Biblical & Spiritual Meaning
Scripture reveres books—scrolls of the Law, Lamb’s Book of Life. A classroom bookcase can symbolize the “records” mentioned in Revelation: your deeds, thoughts, and potential. Spiritually, dreaming of it invites you to read your own soul with humility. Empty shelves may equal the famine of Amos 8:11—“a famine of hearing the words of the Lord”—prompting prayer or study. Full shelves suggest divine abundance; share your wisdom lest the bindings grow moldy with pride.
Psychological Analysis (Jungian & Freudian)
Jungian lens: The bookcase is a mandala of knowledge, four-sided like the Self. Each shelf is a function—thinking, feeling, sensation, intuition. Choosing or avoiding a book mirrors how you balance these functions. A missing volume may indicate an under-developed attitude (e.g., no poetry = suppressed feeling).
Freudian lens: Books equal forbidden texts—sex manuals, diaries of parents, censored histories. The classroom setting adds transference: authority figures (teachers/parents) watch you peek. Anxiety dreams of being caught stealing a book often trace to childhood curiosity about adult secrets. The locked glass case is classic repression: knowledge you want but have agreed is taboo.
What to Do Next?
- Morning recall: Before moving, list every title or color you remember. Even one word (“Astronomy,” “Red spine”) is a breadcrumb.
- Embodied study: Physically go to a library or bookstore within three days. Let body echo dream; synchronicity often delivers the exact book your psyche requested.
- Dialoguing: Open a blank page, write a question to the bookcase, answer with your non-dominant hand. Childlike scrawl bypasses inner censor.
- Reality check: If the dream recurs, ask in-sleep, “Show me the book I most need.” Expect a title; upon waking, research it—fiction or nonfiction, the message will resonate.
FAQ
Why do I keep dreaming of a classroom I’ve never attended?
The subconscious uses the universal grammar of “school” to frame lessons.

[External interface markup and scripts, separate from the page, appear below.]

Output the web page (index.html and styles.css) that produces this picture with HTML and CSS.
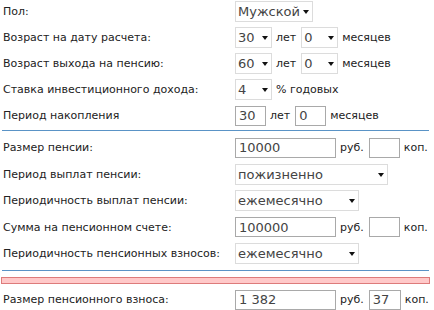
FILE: index.html
```html
<!DOCTYPE html>
<html lang="ru">
<head>
    <meta charset="UTF-8">
    <title>Пенсионный калькулятор</title>
    <link rel="stylesheet" href="styles.css">
</head>
<body>
    <div class="calc">
        <div class="section first">
            <div class="row">
                <label class="label">Пол:</label>
                <div class="field">
                    <span class="sel w78"><select><option>Мужской</option><option>Женский</option></select></span>
                </div>
            </div>
            <div class="row">
                <label class="label">Возраст на дату расчета:</label>
                <div class="field">
                    <span class="sel w37"><select><option>30</option></select></span>
                    <span class="unit">лет</span>
                    <span class="sel w37"><select><option>0</option></select></span>
                    <span class="unit">месяцев</span>
                </div>
            </div>
            <div class="row">
                <label class="label">Возраст выхода на пенсию:</label>
                <div class="field">
                    <span class="sel w37"><select><option>60</option></select></span>
                    <span class="unit">лет</span>
                    <span class="sel w37"><select><option>0</option></select></span>
                    <span class="unit">месяцев</span>
                </div>
            </div>
            <div class="row">
                <label class="label">Ставка инвестиционного дохода:</label>
                <div class="field">
                    <span class="sel w37"><select><option>4</option></select></span>
                    <span class="unit">% годовых</span>
                </div>
            </div>
            <div class="row">
                <label class="label">Период накопления</label>
                <div class="field">
                    <input class="inp w31" type="text" value="30">
                    <span class="unit">лет</span>
                    <input class="inp w31" type="text" value="0">
                    <span class="unit">месяцев</span>
                </div>
            </div>
        </div>

        <div class="divider first-line"></div>

        <div class="section">
            <div class="row">
                <label class="label">Размер пенсии:</label>
                <div class="field">
                    <input class="inp w101" type="text" value="10000">
                    <span class="unit">руб.</span>
                    <input class="inp w31" type="text" value="">
                    <span class="unit">коп.</span>
                </div>
            </div>
            <div class="row">
                <label class="label">Период выплат пенсии:</label>
                <div class="field">
                    <span class="sel w153"><select><option>пожизненно</option></select></span>
                </div>
            </div>
            <div class="row">
                <label class="label">Периодичность выплат пенсии:</label>
                <div class="field">
                    <span class="sel w124"><select><option>ежемесячно</option></select></span>
                </div>
            </div>
            <div class="row">
                <label class="label">Сумма на пенсионном счете:</label>
                <div class="field">
                    <input class="inp w101" type="text" value="100000">
                    <span class="unit">руб.</span>
                    <input class="inp w31" type="text" value="">
                    <span class="unit">коп.</span>
                </div>
            </div>
            <div class="row">
                <label class="label">Периодичность пенсионных взносов:</label>
                <div class="field">
                    <span class="sel w124"><select><option>ежемесячно</option></select></span>
                </div>
            </div>
        </div>

        <div class="divider"></div>
        <div class="progress"></div>

        <div class="section result">
            <div class="row">
                <label class="label">Размер пенсионного взноса:</label>
                <div class="field">
                    <input class="inp w101" type="text" value="1 382">
                    <span class="unit">руб.</span>
                    <input class="inp w32" type="text" value="37">
                    <span class="unit">коп.</span>
                </div>
            </div>
        </div>
    </div>
</body>
</html>
```

FILE: styles.css
```css
* {
    margin: 0;
    padding: 0;
    box-sizing: border-box;
}
body {
    font-family: 'DejaVu Sans', Verdana, sans-serif;
    font-size: 11px;
    color: #222;
    background-color: white;
}
.calc {
    padding-top: 1px;
}
.section {
    display: flex;
    flex-direction: column;
    gap: 5.5px;
    padding: 0 0 0 3px;
}
.section.first {
    gap: 5px;
}
.row {
    display: flex;
    align-items: center;
    height: 21px;
}
.label {
    width: 232px;
    flex-shrink: 0;
}
.field {
    display: flex;
    align-items: center;
    gap: 4px;
}
.unit {
    margin: 0 1px 0 0;
}

/* Selects */
.sel {
    position: relative;
    display: inline-block;
    height: 21px;
}
.sel select {
    appearance: none;
    -webkit-appearance: none;
    width: 100%;
    height: 100%;
    border: 1px solid #dcdcdc;
    background-color: white;
    color: #444;
    font-family: 'DejaVu Sans', Verdana, sans-serif;
    font-size: 13px;
    padding: 0 0 0 2px;
    border-radius: 0;
    outline: none;
}
.sel::after {
    content: "";
    position: absolute;
    right: 4px;
    top: 9px;
    border-left: 3.5px solid transparent;
    border-right: 3.5px solid transparent;
    border-top: 4px solid #111;
    pointer-events: none;
}
.w37 { width: 37px; }
.w78 { width: 78px; }
.w124 { width: 124px; }
.w153 { width: 153px; }

/* Text inputs */
.inp {
    height: 20px;
    border: 1px solid #a9a9a9;
    color: #444;
    font-family: 'DejaVu Sans', Verdana, sans-serif;
    font-size: 13px;
    padding: 0 3px;
    outline: none;
}
.w31 { width: 31px; }
.w32 { width: 32px; }
.w101 { width: 101px; }

/* Separators */
.divider {
    height: 1px;
    background-color: #5a93c6;
    margin: 6px 5px 6px 2px;
}
.divider.first-line {
    margin-top: 4px;
}
.progress {
    height: 7px;
    margin: 0 4px 5px 1px;
    border: 1px solid #dd7b7b;
    background-color: #ffc9c9;
}
```
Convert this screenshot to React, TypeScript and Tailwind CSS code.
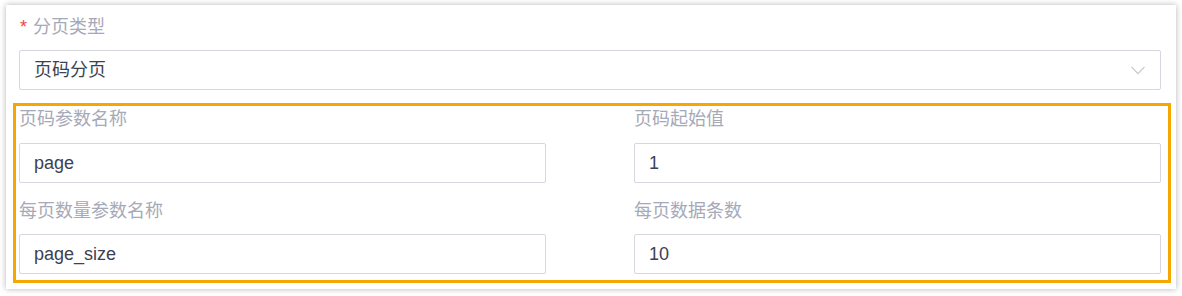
import React from "react"

const font = { fontFamily: '"Liberation Sans", "Noto Sans CJK SC", sans-serif' }

function Label({ children, required }: { children: React.ReactNode; required?: boolean }) {
  return (
    <div className="h-[26px] leading-[26px] text-[18px] text-[#a6a9b7] whitespace-nowrap">
      {required && <span className="text-[#f0463c] mr-[6px] ml-[1px]">*</span>}
      {children}
    </div>
  )
}

function Field({ value }: { value: string }) {
  return (
    <div className="h-[40px] border border-[#d6d7e0] rounded-[2px] pl-[14px] flex items-center text-[18px] text-[#3b4252] bg-white">
      {value}
    </div>
  )
}

export default function App() {
  return (
    <div className="w-[1182px] h-[296px] bg-white overflow-hidden" style={font}>
      <div className="ml-[6px] mt-[5px] w-[1170px] h-[284px] bg-white shadow-[0_0_6px_rgba(0,0,0,0.3)] pl-[13px] pr-[15px] pt-[9px]">
        <Label required>分页类型</Label>
        <div className="mt-[10px] h-[40px] border border-[#d6d7e0] rounded-[2px] pl-[14px] pr-[15px] flex items-center justify-between text-[18px] text-[#3b4252]">
          <span>页码分页</span>
          <svg width="14" height="9" viewBox="0 0 14 9" fill="none">
            <path d="M0.5 0.8 L7 7.6 L13.5 0.8" stroke="#c3c4cc" strokeWidth="1.1" />
          </svg>
        </div>

        <div className="relative mt-[16px]">
          <div className="absolute -left-[6px] -right-[10px] -top-[3px] -bottom-[9px] border-[3px] border-[#f7a800] pointer-events-none" />
          <div className="grid grid-cols-2 gap-x-[88px]">
            <div>
              <Label>页码参数名称</Label>
              <div className="mt-[11px]">
                <Field value="page" />
              </div>
            </div>
            <div>
              <Label>页码起始值</Label>
              <div className="mt-[11px]">
                <Field value="1" />
              </div>
            </div>
            <div className="mt-[15px]">
              <Label>每页数量参数名称</Label>
              <div className="mt-[10px]">
                <Field value="page_size" />
              </div>
            </div>
            <div className="mt-[15px]">
              <Label>每页数据条数</Label>
              <div className="mt-[10px]">
                <Field value="10" />
              </div>
            </div>
          </div>
        </div>
      </div>
    </div>
  )
}
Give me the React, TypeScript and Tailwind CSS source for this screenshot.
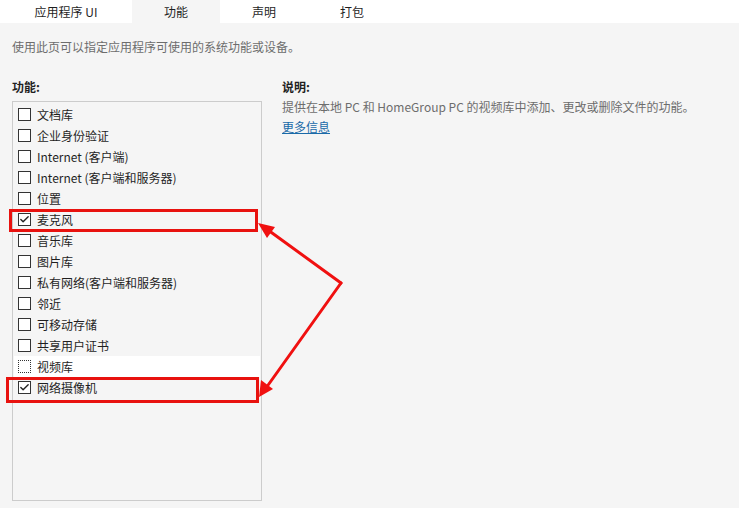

Unknown classrooms symbolize future potential rather than past trauma. Your inner registrar schedules you where the curriculum fits your growth edge.
Does an empty bookcase always predict financial loss?
Not literally. Miller wrote in an era when books were luxury items; emptiness mirrored economic fear. Today it usually flags cognitive, not cash, deficit—skills outdated, curiosity starved. Invest attention, not just money.
Can the bookcase represent people, not knowledge?
Yes. Each book can embody a relationship—spine labeled with a name, thickness equaling history. Over-stuffed case: social overwhelm. Missing book: estranged friend. Shelf collapse: fear of group rejection. Re-shelve gently; reach out.
Summary
A classroom bookcase in your dream is the mind’s registrar, auditing what you know and who you are becoming. Open the glass, choose a volume, and consciously study its waking equivalent—your next life chapter begins with that single, deliberate pull.
From the 1901 Archives"To see a bookcase in your dreams, signifies that you will associate knowledge with your work and pleasure. Empty bookcases, imply that you will be put out because of lack of means or facility for work."